The New Pornographers
“You know that Velvet Underground song ‘Beginning to See the Light?’” inquires New Pornographers ringmaster A.C. Newman. “There was a spirit behind that song that I was trying to go for on some of the stuff on Twin Cinema.” Indeed, the charismatic third album from Vancouver’s indie wunderkinds possesses more optimistic hopefulness than 2000’s Mass Romantic and 2003’s Electric Version combined.
This sanguine new outlook is obliquely referenced in the title. “It’s about going through a change in your life, when you’re still looking at the same things, but now you’re looking at them differently,” Newman explains. “There’s the world you used to see and the world you see now; it’s like a couple of theatres side-by-side.”

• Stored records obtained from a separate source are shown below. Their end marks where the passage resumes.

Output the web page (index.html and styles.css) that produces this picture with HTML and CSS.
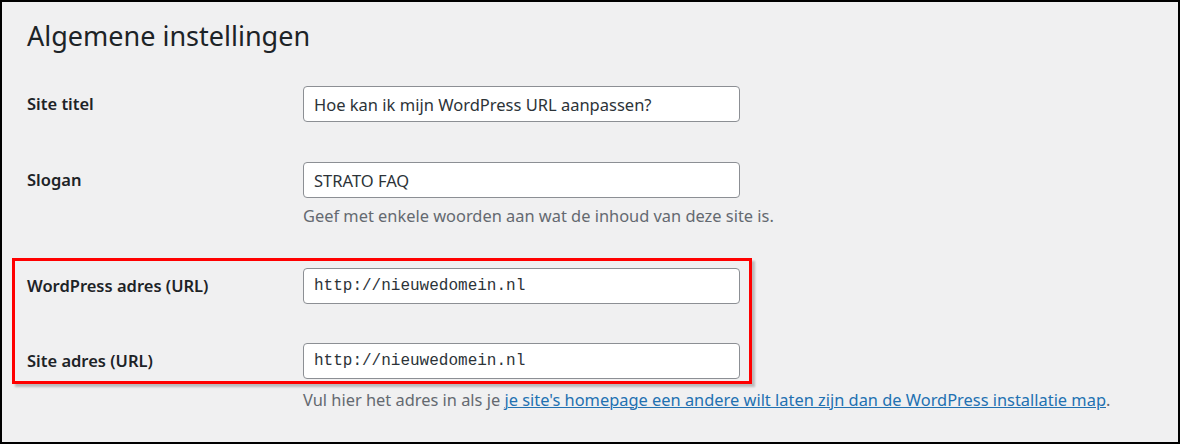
FILE: index.html
```html
<!DOCTYPE html>
<html lang="nl">
<head>
<meta charset="utf-8">
<title>Algemene instellingen</title>
<link rel="stylesheet" href="styles.css">
</head>
<body>
<div class="frame">
  <h1 class="title">Algemene instellingen</h1>
  <div class="row">
    <label class="label" for="blogname">Site titel</label>
    <div class="field">
      <input class="input" id="blogname" type="text" value="Hoe kan ik mijn WordPress URL aanpassen?">
    </div>
  </div>
  <div class="row">
    <label class="label" for="blogdescription">Slogan</label>
    <div class="field">
      <input class="input" id="blogdescription" type="text" value="STRATO FAQ">
      <p class="desc">Geef met enkele woorden aan wat de inhoud van deze site is.</p>
    </div>
  </div>
  <div class="highlight">
    <div class="row row-url">
      <label class="label" for="siteurl">WordPress adres (URL)</label>
      <div class="field">
        <input class="input code" id="siteurl" type="text" value="http://nieuwedomein.nl">
      </div>
    </div>
    <div class="row row-url row-url-last">
      <label class="label" for="home">Site adres (URL)</label>
      <div class="field">
        <input class="input code" id="home" type="text" value="http://nieuwedomein.nl">
      </div>
    </div>
  </div>
  <p class="desc desc-after">Vul hier het adres in als je <a href="#" class="link">je site's homepage een andere wilt laten zijn dan de WordPress installatie map</a>.</p>
</div>
</body>
</html>
```

FILE: styles.css
```css
html, body {
  margin: 0;
  padding: 0;
}

body {
  width: 1180px;
  height: 444px;
  overflow: hidden;
  font-family: "Noto Sans", "Open Sans", sans-serif;
  color: #1d2327;
}

.frame {
  box-sizing: border-box;
  width: 1180px;
  height: 444px;
  border: 2px solid #000;
  background: #f0f0f1;
  padding: 0 0 0 25px;
}

.title {
  margin: 0;
  padding-top: 15px;
  height: 49px;
  font-size: 27px;
  line-height: 38px;
  font-weight: 400;
  color: #1d2327;
}

.row {
  display: grid;
  grid-template-columns: 276px 437px;
  padding: 20px 0;
}

.label {
  height: 36px;
  line-height: 36px;
  font-size: 16.5px;
  font-weight: 600;
  color: #1d2327;
  white-space: nowrap;
}

.field {
  display: flex;
  flex-direction: column;
}

.input {
  box-sizing: border-box;
  width: 437px;
  height: 36px;
  margin: 0;
  padding: 0 10px;
  border: 1px solid #8c8f94;
  border-radius: 4px;
  background: #fff;
  font-family: "Noto Sans", "Open Sans", sans-serif;
  font-size: 16.5px;
  color: #2c3338;
}

.input.code {
  font-family: "Liberation Mono", "DejaVu Sans Mono", monospace;
  font-size: 16px;
}

.desc {
  margin: 6px 0 0;
  font-size: 16.4px;
  line-height: 24px;
  color: #646970;
  white-space: nowrap;
}

.highlight {
  width: fit-content;
  margin: 10px 0 0 -15px;
  padding: 7px 9px 2px 12px;
  border: 3px solid #ff0000;
  box-shadow: 3px 3px 2px rgba(0, 0, 0, 0.22);
}

.row-url {
  padding: 0;
}

.row-url-last {
  padding-top: 39px;
}

.desc-after {
  margin: 4px 0 0 276px;
}

.link {
  color: #2271b1;
  text-decoration: underline;
  text-decoration-thickness: 1px;
}
```
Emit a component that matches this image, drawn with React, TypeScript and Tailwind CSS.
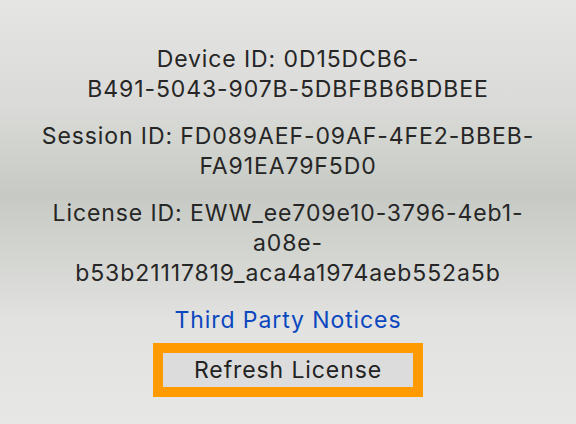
export default function App() {
    return (
        <div className="w-[576px] h-[424px] overflow-hidden bg-[linear-gradient(to_bottom,#e5e5e3_0%,#dadbd8_25%,#c7cac4_46%,#d3d5d1_60%,#e2e2e0_76%,#e7e7e6_100%)] font-['Inter',sans-serif] text-[23px] tracking-[0.9px] leading-[30px] text-[#262626] flex flex-col items-center pt-[44px] text-center">
            <div>
                <div>Device ID: 0D15DCB6-</div>
                <div>B491-5043-907B-5DBFBB6BDBEE</div>
            </div>
            <div className="mt-[17px]">
                <div>Session ID: FD089AEF-09AF-4FE2-BBEB-</div>
                <div>FA91EA79F5D0</div>
            </div>
            <div className="mt-[17px]">
                <div>License ID: EWW_ee709e10-3796-4eb1-</div>
                <div>a08e-</div>
                <div>b53b21117819_aca4a1974aeb552a5b</div>
            </div>
            <div className="mt-[17px] text-[#0b47bf]">Third Party Notices</div>
            <div className="mt-[8px] border-[10px] border-[#ff9a00]">
                <div className="w-[250px] h-[34px] bg-[#dcdcdc] flex items-center justify-center text-[#222]">Refresh License</div>
            </div>
        </div>
    )
}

Some things haven’t changed, though—like the group’s flexible lineup (which, in addition to twang siren Neko Case, also includes Newman’s long-lost niece Kathryn Calder, contributing vocals and piano) and its somewhat shambolic approach to recording. Newman and the multi-talented John Collins do most of the work before drummer Kurt Dahle adds the backbeat.
“Everybody else just comes and goes,” Newman says. “We’ll just say, ‘Well, we’re here working. Do you want to come in and play some keyboards?’ There’s still this sense that we make records with whomever we can get and with whatever instruments we have lying around.”